Sssh, sssh...
Solo en casa, desperté en medio de una pesadilla, bañado en sudor y con la absoluta y estremecedora certeza de que corría un gran peligro. Era esa hora espantosa, entre las tres y la cuatro de la madrugada, en la que no hay redención posible y en la que transcurren los relatos más terroríficos de Stephen King. Reinaba un impresionante silencio, amenazador. Me asomé cuidadosamente fuera de la habitación y lo que vi me hizo echarme a temblar: la tapa del terrario estaba abierta.
Cerré inmediatamente la puerta del dormitorio y tratando de refrenar el pánico que como una bilis amarga amenazaba con ahogarme analicé la situación. Di por hecho que la serpiente había escapado, pues buena es la tía como para dejar pasar la oportunidad. Así que por ahí andaba, arrastrando maliciosamente su escamoso cuerpo sobre el parqué, entre las zapatillas abandonadas de mis hijas, probablemente resentida por el tiempo que llevaba sin comer: sssh, sssh. Dios, no debí haber indultado al último ratón en un arrebato compasivo absurdo. Maldije: ¡no podíamos tener un canario como todo el mundo!

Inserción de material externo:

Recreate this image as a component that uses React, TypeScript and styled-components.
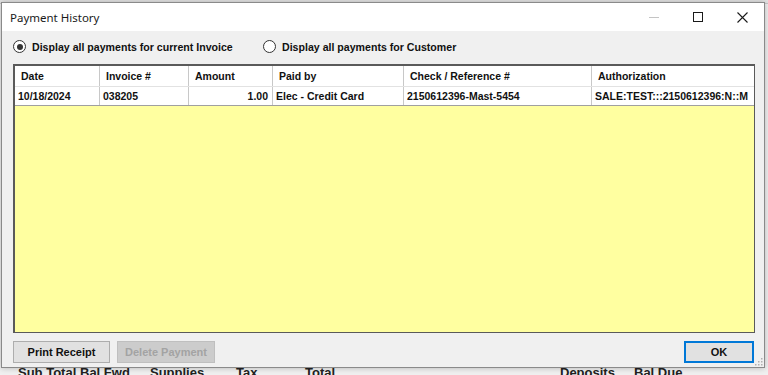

Me tranquilicé recordándome que una culebra de poco más de un metro no podía comerme. Morderme, eso sí. Gemí para mis adentros. Pero no podía dejarla suelta, campando a sus anchas. Qué diría la señora de la limpieza, que ya se molesta si no recoges la ropa. ¿Y si el ofidio se metía en el baño? Fue uno de esos momentos terribles en los que te das cuenta de que debes asumir sin remedio un deber para el que la naturaleza, dotándote de un valor insuficiente, no te ha preparado en absoluto. "¡Coraje!", me animé por lo bajito, no fuera a revelar mi situación a la serpiente.
Pasé revista a mis opciones. Estaba descartada una acción directa, mi rival siempre sería más rápida y decidida. Armas: guardo el oxidado Smith & Wesson de mi abuelo en el cajón de los calcetines, pero lleva dos generaciones descargado; la bayoneta japonesa está en el salón, el cuchillo gurkha en préstamo... ¡el florete de esgrima!: lo guardo bajo la cama, nunca se sabe. Convenientemente armado, me puse los pantalones -dignidad ante todo- y cogí aire. No podía retrasarlo más. Crucé la puerta con una resolución que estaba lejos de sentir y me adentré en el peligro para vivir, como si estuviera en la jungla, una tremenda aventura.